** START OF Listed records **
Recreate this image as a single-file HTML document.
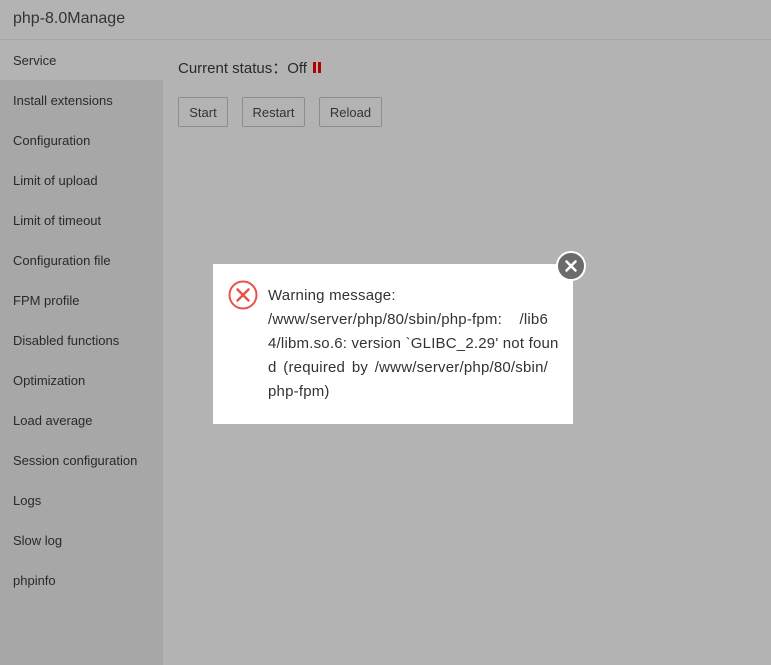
<!DOCTYPE html><html><head><style>
body{margin:0;width:771px;height:665px;overflow:hidden;background:#b3b3b3;font-family:"Liberation Sans",sans-serif;color:#333;position:relative}
.hd{height:39px;border-bottom:1px solid #a5a5a5;font-size:16px;line-height:38px;padding-left:13px;color:#333}
.sb{position:absolute;left:0;top:40px;width:163px;height:625px;background:#a7a7a7}
.sb div{height:40px;line-height:42px;padding-left:13px;font-size:13px;color:#2a2a2a}
.sb div.a{background:#b3b3b3}
.st{position:absolute;left:178px;top:57px;font-size:15px;color:#2a2a2a}
.bar{display:inline-block;width:3px;height:11px;background:#b00000;margin-left:2px}
.btn{position:absolute;top:97px;height:28px;border:1px solid #8c8c8c;border-radius:2px;font-size:13px;line-height:30px;text-align:center;color:#333}
.dlg{position:absolute;left:213px;top:264px;width:360px;height:160px;background:#fff}
.msg{position:absolute;left:55px;top:20px;font-size:15px;line-height:24px;color:#333;white-space:nowrap;letter-spacing:0.2px}
.msg .j{width:280px;text-align:justify;text-align-last:justify}
.cl{position:absolute;left:556px;top:251px;width:26px;height:26px;border-radius:50%;background:#6b6b6b;border:2px solid #fff}
</style></head><body>
<div class="hd">php-8.0Manage</div>
<div class="sb"><div class="a">Service</div><div>Install extensions</div><div>Configuration</div><div>Limit of upload</div><div>Limit of timeout</div><div>Configuration file</div><div>FPM profile</div><div>Disabled functions</div><div>Optimization</div><div>Load average</div><div>Session configuration</div><div>Logs</div><div>Slow log</div><div>phpinfo</div></div>
<div class="st">Current status：Off <span class="bar"></span><span class="bar"></span></div>
<div class="btn" style="left:178px;width:48px">Start</div>
<div class="btn" style="left:242px;width:61px">Restart</div>
<div class="btn" style="left:319px;width:61px">Reload</div>
<div class="dlg">
<svg style="position:absolute;left:15px;top:16px" width="30" height="30" viewBox="0 0 30 30"><circle cx="15" cy="15" r="13.5" fill="none" stroke="#e8534a" stroke-width="2"/><path d="M9.5 9.5L20.5 20.5M20.5 9.5L9.5 20.5" stroke="#e8534a" stroke-width="2.5" stroke-linecap="round"/></svg>
<div class="msg"><div>Warning message:</div><div class="j">/www/server/php/80/sbin/php-fpm: /lib6</div><div class="j">4/libm.so.6: version `GLIBC_2.29' not foun</div><div class="j">d (required by /www/server/php/80/sbin/</div><div>php-fpm)</div></div>
</div>
<div class="cl"><svg width="26" height="26" viewBox="0 0 26 26"><path d="M8.5 8.5L17.5 17.5M17.5 8.5L8.5 17.5" stroke="#fff" stroke-width="2.5" stroke-linecap="round"/></svg></div>
</body></html>
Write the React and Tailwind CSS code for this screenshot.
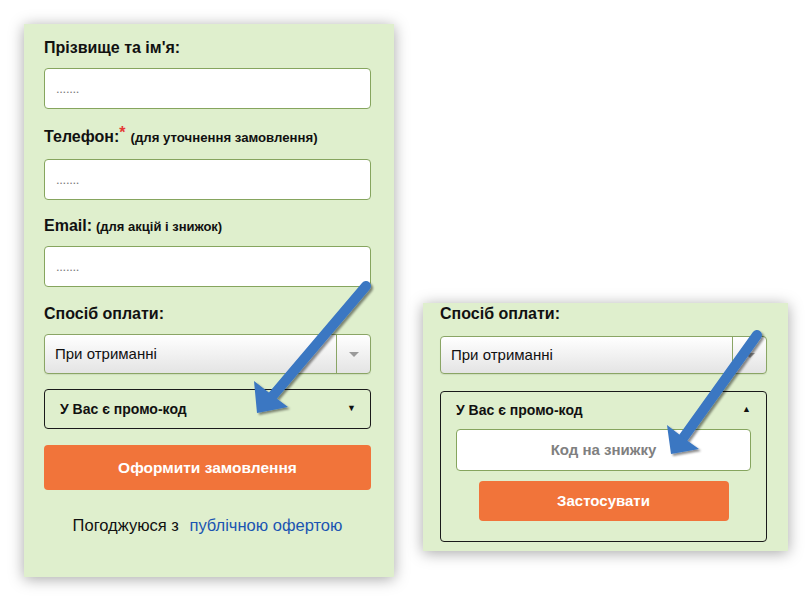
import React from "react";

const font = { fontFamily: '"Liberation Sans", Arial, sans-serif' };

function TextInput() {
  return (
    <div className="h-[41px] w-full rounded-[4px] border border-[#86a55e] bg-white flex items-center pl-[11px]">
      <span className="text-[13px] text-[#7a7a7a] tracking-[-0.3px] leading-none">.......</span>
    </div>
  );
}

function Select({ h = "h-[40px]" }) {
  return (
    <div className={`${h} w-full rounded-[4px] border border-[#8aa565] bg-gradient-to-b from-white to-[#e4e4e4] flex items-stretch shadow-[0_1px_1px_rgba(0,0,0,0.08)]`}>
      <div className="flex-1 flex items-center pl-[10px] text-[15px] text-[#111]">При отриманні</div>
      <div className="w-[34px] border-l border-[#8aa565] flex items-center justify-center">
        <div className="w-0 h-0 border-l-[5px] border-r-[5px] border-t-[5px] border-l-transparent border-r-transparent border-t-[#9a9a9a]" />
      </div>
    </div>
  );
}

function Arrows() {
  return (
    <svg className="absolute left-0 top-0 pointer-events-none" width="810" height="600" viewBox="0 0 810 600">
      <defs>
        <filter id="sh" x="-20%" y="-20%" width="140%" height="140%">
          <feDropShadow dx="2" dy="2" stdDeviation="1" floodColor="#000" floodOpacity="0.45" />
        </filter>
      </defs>
      <g filter="url(#sh)" fill="#3a77c2" stroke="none">
        <line x1="366" y1="286" x2="270" y2="399" stroke="#3a77c2" strokeWidth="10" strokeLinecap="round" />
        <polygon points="257,413 254,381 272,395 288,407" />
        <line x1="757" y1="335" x2="681" y2="441" stroke="#3a77c2" strokeWidth="10" strokeLinecap="round" />
        <polygon points="671,454 667,425 685,439 699,449" />
      </g>
    </svg>
  );
}

export default function App() {
  return (
    <div className="relative w-[810px] h-[600px] bg-white overflow-hidden" style={font}>
      <div className="flex items-start pt-[24px] pl-[24px] gap-[29px]">
        {/* Panel 1 */}
        <div className="w-[370px] h-[553px] bg-[#dfefcd] shadow-[0_2px_14px_rgba(0,0,0,0.35)] pl-[20px] pr-[23px] pt-[14px] flex flex-col">
          <div className="h-[20px] leading-[20px] text-[16px] font-bold text-[#111]">Прізвище та ім'я:</div>
          <div className="mt-[10px]"><TextInput /></div>

          <div className="mt-[18px] h-[20px] leading-[20px] text-[#111] font-bold flex items-baseline">
            <span className="text-[16px]">Телефон:</span>
            <span className="text-[#e53935] text-[16px] relative top-[-4px]">*</span>
            <span className="text-[13.2px] ml-[5px]">(для уточнення замовлення)</span>
          </div>
          <div className="mt-[12px]"><TextInput /></div>

          <div className="mt-[16px] h-[20px] leading-[20px] text-[#111] font-bold flex items-baseline">
            <span className="text-[16px]">Email:</span>
            <span className="text-[13px] ml-[4px]">(для акцій і знижок)</span>
          </div>
          <div className="mt-[10px]"><TextInput /></div>

          <div className="mt-[17px] h-[20px] leading-[20px] text-[16px] font-bold text-[#111]">Спосіб оплати:</div>
          <div className="mt-[10px]"><Select /></div>

          <div className="mt-[15px] h-[40px] rounded-[4px] border border-[#1a1a1a] flex items-center justify-between pl-[15px] pr-[14px]">
            <span className="text-[14px] font-bold text-[#111]">У Вас є промо-код</span>
            <span className="text-[9px] text-[#111]">▼</span>
          </div>

          <div className="mt-[16px] h-[45px] rounded-[4px] bg-[#f1743a] flex items-center justify-center text-white text-[15.5px] font-bold">
            Оформити замовлення
          </div>

          <div className="mt-[25px] text-center text-[16.5px] text-[#111] leading-[20px]">
            Погоджуюся з <span className="ml-[6px] text-[#1b55b2]">публічною офертою</span>
          </div>
        </div>

        {/* Panel 2 */}
        <div className="mt-[279px] w-[365px] h-[248px] bg-[#dfefcd] shadow-[0_2px_14px_rgba(0,0,0,0.35)] pl-[17px] pr-[21px] pt-[1px] flex flex-col">
          <div className="h-[20px] leading-[20px] text-[16px] font-bold text-[#111]">Спосіб оплати:</div>
          <div className="mt-[12px]"><Select h="h-[38px]" /></div>

          <div className="mt-[17px] h-[151px] rounded-[4px] border border-[#1a1a1a] flex flex-col px-[15px]">
            <div className="mt-[8px] h-[20px] flex items-center justify-between">
              <span className="text-[14px] font-bold text-[#111]">У Вас є промо-код</span>
              <span className="text-[9px] text-[#111]">▲</span>
            </div>
            <div className="mt-[9px] h-[42px] rounded-[4px] border border-[#86a55e] bg-white flex items-center justify-center text-[15px] font-bold text-[#808080]">
              Код на знижку
            </div>
            <div className="mt-[10px] self-center w-[250px] h-[40px] rounded-[4px] bg-[#f1743a] flex items-center justify-center text-white text-[15px] font-bold">
              Застосувати
            </div>
          </div>
        </div>
      </div>
      <Arrows />
    </div>
  );
}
** END OF Listed records **
Search the data above for the word "this", then gather each line in which it appears.

Recreate this image as a single-file HTML document.
Write the React and Tailwind CSS code for this screenshot.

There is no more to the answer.